--- DATASET ENTRIES ---
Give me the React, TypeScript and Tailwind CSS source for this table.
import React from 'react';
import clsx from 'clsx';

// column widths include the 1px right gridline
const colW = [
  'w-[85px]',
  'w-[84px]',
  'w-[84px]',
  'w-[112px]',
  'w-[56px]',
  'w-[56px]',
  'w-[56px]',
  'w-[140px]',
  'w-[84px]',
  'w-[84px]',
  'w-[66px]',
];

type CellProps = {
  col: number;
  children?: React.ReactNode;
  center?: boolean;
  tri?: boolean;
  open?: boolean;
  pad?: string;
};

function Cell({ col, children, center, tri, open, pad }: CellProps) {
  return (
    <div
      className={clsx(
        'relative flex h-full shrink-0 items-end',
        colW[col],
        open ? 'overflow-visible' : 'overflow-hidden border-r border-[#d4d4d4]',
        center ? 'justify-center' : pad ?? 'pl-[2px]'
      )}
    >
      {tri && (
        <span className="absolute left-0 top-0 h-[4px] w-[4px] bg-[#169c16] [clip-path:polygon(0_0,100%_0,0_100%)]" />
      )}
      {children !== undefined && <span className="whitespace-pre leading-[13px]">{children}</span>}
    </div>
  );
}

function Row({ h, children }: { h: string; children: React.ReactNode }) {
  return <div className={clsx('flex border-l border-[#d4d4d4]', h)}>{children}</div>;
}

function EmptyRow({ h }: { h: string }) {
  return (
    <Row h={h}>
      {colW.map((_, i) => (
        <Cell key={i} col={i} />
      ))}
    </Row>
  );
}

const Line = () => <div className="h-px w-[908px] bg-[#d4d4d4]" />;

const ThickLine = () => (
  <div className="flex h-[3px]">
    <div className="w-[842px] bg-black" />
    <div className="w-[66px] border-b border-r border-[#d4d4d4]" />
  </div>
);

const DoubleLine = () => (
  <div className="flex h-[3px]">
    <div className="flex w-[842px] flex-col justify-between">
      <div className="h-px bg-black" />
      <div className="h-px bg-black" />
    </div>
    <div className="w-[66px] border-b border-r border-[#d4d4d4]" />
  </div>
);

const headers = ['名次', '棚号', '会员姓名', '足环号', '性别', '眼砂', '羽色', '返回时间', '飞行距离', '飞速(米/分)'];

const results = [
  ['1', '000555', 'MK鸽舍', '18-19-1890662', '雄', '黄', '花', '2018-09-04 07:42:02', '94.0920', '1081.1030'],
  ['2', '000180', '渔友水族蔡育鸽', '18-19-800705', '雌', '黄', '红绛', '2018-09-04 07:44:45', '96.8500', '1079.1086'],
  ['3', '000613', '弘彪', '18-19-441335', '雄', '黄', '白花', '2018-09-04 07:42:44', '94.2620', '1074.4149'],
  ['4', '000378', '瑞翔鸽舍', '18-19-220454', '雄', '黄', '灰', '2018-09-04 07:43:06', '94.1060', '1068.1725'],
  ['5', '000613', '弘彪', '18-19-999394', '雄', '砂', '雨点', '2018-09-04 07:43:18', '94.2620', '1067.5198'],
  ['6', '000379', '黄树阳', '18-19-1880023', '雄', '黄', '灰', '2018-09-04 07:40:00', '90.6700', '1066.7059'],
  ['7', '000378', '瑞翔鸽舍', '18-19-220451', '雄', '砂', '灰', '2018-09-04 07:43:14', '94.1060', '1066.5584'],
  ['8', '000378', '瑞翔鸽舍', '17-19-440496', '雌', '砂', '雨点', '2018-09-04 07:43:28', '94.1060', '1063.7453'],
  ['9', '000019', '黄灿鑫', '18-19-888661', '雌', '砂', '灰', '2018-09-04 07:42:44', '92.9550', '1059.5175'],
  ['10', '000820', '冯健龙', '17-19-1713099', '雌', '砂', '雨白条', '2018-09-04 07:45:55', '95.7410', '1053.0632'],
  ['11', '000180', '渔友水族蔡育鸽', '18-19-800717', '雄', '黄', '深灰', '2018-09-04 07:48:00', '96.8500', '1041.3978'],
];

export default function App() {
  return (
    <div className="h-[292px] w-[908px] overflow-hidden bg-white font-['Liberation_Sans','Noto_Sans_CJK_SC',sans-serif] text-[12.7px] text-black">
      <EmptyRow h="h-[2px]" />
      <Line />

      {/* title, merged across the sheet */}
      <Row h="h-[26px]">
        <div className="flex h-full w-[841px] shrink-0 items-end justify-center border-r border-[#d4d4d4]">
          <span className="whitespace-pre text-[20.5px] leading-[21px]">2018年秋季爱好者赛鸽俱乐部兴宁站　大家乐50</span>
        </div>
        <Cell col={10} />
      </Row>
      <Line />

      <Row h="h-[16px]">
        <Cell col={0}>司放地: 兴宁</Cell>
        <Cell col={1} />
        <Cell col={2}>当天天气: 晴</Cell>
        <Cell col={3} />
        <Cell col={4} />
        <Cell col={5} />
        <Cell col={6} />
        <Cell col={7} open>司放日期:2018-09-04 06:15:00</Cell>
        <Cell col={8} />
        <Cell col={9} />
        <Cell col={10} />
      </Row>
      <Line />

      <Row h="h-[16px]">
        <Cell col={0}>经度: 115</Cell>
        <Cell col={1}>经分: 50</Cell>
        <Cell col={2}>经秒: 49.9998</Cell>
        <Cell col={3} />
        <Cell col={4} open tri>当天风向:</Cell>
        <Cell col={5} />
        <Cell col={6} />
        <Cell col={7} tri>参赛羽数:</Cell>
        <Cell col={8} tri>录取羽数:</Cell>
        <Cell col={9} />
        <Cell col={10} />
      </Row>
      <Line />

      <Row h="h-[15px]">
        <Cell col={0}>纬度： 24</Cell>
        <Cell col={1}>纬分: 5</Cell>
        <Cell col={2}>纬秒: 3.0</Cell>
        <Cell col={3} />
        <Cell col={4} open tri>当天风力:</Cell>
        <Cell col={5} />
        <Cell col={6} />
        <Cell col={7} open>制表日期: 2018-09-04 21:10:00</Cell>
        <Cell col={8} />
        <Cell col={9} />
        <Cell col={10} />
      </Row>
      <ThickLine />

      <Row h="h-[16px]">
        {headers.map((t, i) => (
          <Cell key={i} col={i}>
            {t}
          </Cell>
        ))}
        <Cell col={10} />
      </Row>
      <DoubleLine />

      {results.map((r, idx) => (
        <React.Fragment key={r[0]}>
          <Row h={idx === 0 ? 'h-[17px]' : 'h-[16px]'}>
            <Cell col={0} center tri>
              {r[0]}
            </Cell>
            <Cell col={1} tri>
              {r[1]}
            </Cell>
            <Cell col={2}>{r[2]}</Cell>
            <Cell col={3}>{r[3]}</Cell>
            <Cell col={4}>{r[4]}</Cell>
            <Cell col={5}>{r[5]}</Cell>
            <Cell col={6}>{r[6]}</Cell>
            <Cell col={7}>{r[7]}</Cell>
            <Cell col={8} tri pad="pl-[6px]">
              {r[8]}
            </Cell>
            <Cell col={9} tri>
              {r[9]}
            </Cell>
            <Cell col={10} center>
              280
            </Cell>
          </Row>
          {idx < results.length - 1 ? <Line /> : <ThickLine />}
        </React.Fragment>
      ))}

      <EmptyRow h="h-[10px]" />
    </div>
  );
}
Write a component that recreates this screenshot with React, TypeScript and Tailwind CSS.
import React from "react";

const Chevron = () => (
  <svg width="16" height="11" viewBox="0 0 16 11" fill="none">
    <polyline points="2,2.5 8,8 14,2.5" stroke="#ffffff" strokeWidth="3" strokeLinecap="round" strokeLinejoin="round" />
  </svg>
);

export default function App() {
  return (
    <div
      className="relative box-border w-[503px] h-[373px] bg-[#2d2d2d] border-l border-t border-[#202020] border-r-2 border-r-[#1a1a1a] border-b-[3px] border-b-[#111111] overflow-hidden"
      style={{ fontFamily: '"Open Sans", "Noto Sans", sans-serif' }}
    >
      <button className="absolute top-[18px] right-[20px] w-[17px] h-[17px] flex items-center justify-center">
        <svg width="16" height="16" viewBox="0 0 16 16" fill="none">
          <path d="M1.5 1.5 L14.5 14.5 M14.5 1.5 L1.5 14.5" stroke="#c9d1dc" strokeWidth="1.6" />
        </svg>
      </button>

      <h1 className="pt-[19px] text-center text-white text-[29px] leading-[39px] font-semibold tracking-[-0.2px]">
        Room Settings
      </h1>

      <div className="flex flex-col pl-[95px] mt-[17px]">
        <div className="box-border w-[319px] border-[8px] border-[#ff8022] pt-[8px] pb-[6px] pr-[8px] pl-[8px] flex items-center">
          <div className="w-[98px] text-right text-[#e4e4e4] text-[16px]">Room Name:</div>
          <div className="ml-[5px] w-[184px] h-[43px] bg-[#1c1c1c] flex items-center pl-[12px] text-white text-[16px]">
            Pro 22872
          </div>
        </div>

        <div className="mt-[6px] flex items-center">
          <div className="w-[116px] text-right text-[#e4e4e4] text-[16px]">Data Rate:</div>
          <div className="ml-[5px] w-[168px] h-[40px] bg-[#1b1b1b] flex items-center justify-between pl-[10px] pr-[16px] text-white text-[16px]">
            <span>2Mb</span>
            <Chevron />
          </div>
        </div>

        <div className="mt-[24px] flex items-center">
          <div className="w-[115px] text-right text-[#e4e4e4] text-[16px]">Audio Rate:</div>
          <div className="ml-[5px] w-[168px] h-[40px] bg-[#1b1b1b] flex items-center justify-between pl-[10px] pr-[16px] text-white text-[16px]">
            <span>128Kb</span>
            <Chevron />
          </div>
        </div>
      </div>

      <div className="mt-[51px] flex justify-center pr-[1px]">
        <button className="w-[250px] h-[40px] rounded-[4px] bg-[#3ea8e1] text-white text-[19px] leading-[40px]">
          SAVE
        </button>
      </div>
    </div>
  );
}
---
_TASK REQUIREMENTS:_ Return exactly what appears above, from the first line of the entries to the line with "const Line = ()", inclusive.

_RESPONSE:_
Give me the React, TypeScript and Tailwind CSS source for this table.
import React from 'react';
import clsx from 'clsx';

// column widths include the 1px right gridline
const colW = [
  'w-[85px]',
  'w-[84px]',
  'w-[84px]',
  'w-[112px]',
  'w-[56px]',
  'w-[56px]',
  'w-[56px]',
  'w-[140px]',
  'w-[84px]',
  'w-[84px]',
  'w-[66px]',
];

type CellProps = {
  col: number;
  children?: React.ReactNode;
  center?: boolean;
  tri?: boolean;
  open?: boolean;
  pad?: string;
};

function Cell({ col, children, center, tri, open, pad }: CellProps) {
  return (
    <div
      className={clsx(
        'relative flex h-full shrink-0 items-end',
        colW[col],
        open ? 'overflow-visible' : 'overflow-hidden border-r border-[#d4d4d4]',
        center ? 'justify-center' : pad ?? 'pl-[2px]'
      )}
    >
      {tri && (
        <span className="absolute left-0 top-0 h-[4px] w-[4px] bg-[#169c16] [clip-path:polygon(0_0,100%_0,0_100%)]" />
      )}
      {children !== undefined && <span className="whitespace-pre leading-[13px]">{children}</span>}
    </div>
  );
}

function Row({ h, children }: { h: string; children: React.ReactNode }) {
  return <div className={clsx('flex border-l border-[#d4d4d4]', h)}>{children}</div>;
}

function EmptyRow({ h }: { h: string }) {
  return (
    <Row h={h}>
      {colW.map((_, i) => (
        <Cell key={i} col={i} />
      ))}
    </Row>
  );
}

const Line = () => <div className="h-px w-[908px] bg-[#d4d4d4]" />;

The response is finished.